__Directive__
Go through the data below. List every line that holds the word "styles".

>> BEGIN Data extract

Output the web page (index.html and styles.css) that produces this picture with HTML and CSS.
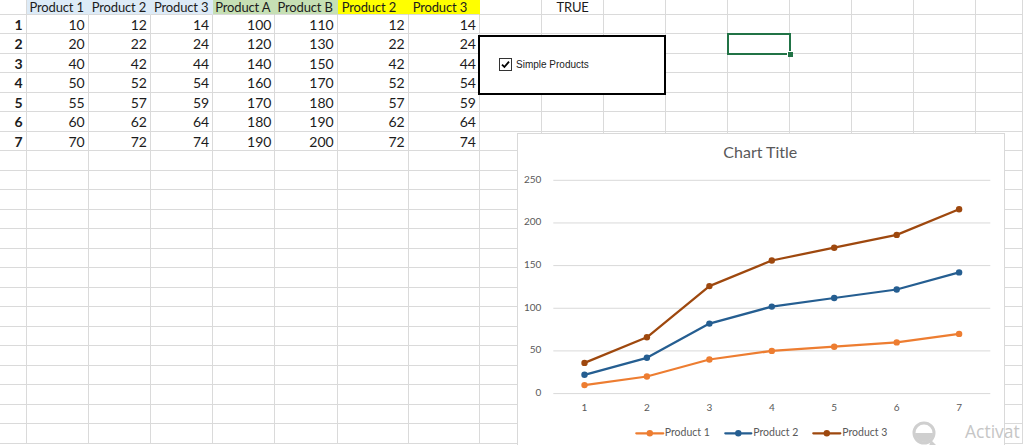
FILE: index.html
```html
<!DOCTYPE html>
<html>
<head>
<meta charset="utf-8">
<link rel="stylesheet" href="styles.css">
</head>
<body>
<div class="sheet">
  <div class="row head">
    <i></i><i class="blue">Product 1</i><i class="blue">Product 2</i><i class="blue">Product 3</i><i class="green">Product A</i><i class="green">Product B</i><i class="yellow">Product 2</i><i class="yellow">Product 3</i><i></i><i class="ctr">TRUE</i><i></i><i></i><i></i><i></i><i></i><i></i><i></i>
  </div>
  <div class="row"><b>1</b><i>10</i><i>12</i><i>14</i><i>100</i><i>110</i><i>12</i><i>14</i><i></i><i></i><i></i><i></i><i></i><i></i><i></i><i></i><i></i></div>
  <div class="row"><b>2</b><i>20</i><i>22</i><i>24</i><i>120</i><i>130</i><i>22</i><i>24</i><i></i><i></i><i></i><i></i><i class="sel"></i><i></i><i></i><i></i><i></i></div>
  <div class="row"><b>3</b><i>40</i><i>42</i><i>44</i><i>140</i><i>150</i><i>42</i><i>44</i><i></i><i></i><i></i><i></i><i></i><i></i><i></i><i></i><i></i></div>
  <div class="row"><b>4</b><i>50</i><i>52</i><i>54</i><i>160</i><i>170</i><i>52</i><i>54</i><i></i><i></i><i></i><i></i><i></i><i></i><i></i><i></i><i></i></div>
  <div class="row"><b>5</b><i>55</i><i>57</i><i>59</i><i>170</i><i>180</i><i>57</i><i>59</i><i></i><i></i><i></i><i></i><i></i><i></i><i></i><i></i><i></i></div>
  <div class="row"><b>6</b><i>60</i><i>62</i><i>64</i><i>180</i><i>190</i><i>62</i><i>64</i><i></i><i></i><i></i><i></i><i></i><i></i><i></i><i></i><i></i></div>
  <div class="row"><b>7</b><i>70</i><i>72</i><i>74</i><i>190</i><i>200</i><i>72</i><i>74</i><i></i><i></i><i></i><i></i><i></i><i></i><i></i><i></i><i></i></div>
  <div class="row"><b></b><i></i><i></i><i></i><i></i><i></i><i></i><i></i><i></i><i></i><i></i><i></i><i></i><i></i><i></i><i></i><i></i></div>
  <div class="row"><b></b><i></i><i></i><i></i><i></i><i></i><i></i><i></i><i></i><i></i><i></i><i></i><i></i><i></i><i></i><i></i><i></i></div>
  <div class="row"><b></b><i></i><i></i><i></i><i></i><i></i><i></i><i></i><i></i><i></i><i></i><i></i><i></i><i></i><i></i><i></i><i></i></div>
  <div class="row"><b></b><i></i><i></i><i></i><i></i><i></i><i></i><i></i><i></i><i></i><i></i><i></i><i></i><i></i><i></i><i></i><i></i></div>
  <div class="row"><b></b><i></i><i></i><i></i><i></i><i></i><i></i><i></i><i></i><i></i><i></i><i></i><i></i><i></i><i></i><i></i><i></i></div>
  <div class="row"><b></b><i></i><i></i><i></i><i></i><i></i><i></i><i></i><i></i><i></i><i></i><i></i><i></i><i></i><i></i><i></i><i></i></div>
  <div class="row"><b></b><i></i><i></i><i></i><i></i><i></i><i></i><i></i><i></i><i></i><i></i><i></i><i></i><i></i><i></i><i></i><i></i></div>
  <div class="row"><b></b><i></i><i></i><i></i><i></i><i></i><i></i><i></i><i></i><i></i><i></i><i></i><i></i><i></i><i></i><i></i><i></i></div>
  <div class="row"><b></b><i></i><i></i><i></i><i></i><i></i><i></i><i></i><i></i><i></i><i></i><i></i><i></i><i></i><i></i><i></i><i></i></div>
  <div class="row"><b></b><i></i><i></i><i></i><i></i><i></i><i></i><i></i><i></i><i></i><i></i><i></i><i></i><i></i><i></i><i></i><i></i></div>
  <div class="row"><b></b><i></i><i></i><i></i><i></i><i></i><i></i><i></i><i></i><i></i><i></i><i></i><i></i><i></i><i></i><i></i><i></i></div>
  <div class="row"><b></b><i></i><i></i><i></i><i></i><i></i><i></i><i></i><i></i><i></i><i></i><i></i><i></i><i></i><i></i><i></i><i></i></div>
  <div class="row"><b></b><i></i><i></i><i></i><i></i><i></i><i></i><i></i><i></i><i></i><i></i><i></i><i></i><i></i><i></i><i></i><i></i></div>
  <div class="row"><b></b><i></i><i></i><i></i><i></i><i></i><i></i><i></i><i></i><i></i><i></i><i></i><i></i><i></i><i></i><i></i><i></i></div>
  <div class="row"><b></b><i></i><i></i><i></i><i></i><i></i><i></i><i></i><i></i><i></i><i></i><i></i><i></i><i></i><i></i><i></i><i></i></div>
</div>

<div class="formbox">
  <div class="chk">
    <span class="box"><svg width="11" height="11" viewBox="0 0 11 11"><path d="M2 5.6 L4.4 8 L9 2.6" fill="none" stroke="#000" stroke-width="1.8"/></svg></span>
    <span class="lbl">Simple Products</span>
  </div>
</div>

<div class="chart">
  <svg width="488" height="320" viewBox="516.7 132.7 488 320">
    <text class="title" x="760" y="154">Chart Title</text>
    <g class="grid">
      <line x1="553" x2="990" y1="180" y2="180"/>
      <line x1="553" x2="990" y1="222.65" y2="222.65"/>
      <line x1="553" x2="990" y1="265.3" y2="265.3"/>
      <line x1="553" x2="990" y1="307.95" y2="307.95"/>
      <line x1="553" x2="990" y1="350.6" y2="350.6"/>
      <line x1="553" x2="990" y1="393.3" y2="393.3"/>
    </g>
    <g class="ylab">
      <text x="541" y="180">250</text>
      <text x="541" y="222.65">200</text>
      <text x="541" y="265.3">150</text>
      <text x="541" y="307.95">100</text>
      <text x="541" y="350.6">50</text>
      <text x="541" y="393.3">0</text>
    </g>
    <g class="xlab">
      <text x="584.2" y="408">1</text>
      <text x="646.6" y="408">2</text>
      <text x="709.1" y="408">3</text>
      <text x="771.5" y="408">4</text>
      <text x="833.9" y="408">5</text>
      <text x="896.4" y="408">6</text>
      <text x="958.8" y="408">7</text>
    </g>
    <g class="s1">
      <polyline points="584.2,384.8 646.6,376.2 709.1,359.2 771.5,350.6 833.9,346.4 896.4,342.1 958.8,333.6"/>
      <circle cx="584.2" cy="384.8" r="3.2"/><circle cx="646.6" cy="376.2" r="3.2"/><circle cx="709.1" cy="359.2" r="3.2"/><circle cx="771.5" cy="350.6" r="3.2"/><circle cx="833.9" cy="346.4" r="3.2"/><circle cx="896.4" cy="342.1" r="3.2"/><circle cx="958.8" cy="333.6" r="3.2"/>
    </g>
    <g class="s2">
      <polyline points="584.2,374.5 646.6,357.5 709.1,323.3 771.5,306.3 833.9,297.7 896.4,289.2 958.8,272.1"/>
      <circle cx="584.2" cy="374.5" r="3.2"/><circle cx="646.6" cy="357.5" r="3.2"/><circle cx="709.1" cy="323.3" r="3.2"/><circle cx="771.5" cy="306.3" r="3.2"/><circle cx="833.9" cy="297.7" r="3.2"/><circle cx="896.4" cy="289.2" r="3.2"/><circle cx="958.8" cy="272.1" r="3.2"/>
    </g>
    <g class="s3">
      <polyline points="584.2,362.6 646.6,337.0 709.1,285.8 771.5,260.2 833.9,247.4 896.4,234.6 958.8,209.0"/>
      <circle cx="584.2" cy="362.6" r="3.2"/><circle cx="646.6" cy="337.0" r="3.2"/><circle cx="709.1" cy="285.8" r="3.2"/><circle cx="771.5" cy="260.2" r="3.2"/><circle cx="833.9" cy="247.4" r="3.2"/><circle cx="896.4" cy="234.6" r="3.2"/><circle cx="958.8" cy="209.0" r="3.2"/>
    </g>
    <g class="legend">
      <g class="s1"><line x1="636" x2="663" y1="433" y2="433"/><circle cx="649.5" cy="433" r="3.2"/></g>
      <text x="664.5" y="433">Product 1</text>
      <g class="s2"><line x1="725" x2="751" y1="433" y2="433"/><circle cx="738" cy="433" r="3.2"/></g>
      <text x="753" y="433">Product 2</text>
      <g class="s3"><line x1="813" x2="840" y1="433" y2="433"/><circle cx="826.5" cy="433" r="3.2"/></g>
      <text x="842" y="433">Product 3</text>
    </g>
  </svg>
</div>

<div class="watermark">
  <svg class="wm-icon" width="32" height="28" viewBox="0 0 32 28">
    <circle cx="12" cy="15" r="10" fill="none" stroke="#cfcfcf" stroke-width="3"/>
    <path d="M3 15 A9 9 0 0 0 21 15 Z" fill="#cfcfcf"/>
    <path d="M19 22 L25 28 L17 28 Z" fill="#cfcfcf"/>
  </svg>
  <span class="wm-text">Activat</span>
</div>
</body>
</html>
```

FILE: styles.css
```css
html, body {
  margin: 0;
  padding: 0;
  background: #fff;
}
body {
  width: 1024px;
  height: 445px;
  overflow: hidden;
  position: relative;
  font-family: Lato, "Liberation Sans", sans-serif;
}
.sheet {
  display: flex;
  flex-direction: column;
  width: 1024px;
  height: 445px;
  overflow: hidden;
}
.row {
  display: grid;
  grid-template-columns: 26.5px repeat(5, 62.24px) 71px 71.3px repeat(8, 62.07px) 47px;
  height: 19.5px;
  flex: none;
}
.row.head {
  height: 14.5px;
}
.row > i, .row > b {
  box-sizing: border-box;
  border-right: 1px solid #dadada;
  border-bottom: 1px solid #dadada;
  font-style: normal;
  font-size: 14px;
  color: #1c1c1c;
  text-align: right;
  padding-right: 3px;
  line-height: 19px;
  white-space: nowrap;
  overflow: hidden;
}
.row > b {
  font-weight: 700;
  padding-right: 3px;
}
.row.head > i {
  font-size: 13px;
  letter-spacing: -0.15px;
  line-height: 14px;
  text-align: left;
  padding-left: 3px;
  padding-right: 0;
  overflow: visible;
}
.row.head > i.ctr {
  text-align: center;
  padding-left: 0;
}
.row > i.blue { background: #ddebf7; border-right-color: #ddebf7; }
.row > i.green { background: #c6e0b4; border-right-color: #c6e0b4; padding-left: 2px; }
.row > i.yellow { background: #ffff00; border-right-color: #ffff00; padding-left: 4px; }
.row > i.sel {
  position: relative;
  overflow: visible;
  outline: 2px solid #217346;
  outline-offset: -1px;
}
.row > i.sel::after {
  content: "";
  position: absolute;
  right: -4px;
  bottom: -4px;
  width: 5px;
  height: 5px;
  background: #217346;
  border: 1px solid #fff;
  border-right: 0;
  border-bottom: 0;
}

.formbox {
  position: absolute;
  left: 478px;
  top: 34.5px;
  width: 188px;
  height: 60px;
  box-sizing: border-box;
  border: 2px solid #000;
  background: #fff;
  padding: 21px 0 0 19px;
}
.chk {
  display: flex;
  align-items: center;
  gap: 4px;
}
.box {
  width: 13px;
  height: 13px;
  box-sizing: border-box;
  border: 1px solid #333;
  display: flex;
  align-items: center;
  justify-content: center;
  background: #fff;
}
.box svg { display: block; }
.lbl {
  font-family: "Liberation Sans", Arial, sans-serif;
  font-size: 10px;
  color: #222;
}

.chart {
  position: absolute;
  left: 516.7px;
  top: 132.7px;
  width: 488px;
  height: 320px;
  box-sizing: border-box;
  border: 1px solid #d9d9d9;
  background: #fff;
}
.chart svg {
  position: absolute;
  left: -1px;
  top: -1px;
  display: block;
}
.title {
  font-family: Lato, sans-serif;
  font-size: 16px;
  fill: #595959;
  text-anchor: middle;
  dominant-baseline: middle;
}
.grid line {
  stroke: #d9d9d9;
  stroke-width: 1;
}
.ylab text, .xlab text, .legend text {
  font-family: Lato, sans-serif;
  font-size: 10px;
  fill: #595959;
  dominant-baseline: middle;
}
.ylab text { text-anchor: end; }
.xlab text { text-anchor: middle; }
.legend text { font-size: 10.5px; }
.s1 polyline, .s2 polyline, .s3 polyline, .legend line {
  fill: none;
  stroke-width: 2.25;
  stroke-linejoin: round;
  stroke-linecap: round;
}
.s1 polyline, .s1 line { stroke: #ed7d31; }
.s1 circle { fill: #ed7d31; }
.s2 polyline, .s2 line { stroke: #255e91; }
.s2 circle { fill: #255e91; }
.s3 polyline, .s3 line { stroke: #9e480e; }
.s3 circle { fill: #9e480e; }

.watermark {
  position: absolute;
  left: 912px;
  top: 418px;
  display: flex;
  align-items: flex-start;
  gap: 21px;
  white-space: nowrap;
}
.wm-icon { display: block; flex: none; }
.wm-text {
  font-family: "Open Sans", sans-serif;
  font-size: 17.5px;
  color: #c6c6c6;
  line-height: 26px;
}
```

>> END Data extract

__Task response__
Output the web page (index.html and styles.css) that produces this picture with HTML and CSS.
<link rel="stylesheet" href="styles.css">
FILE: styles.css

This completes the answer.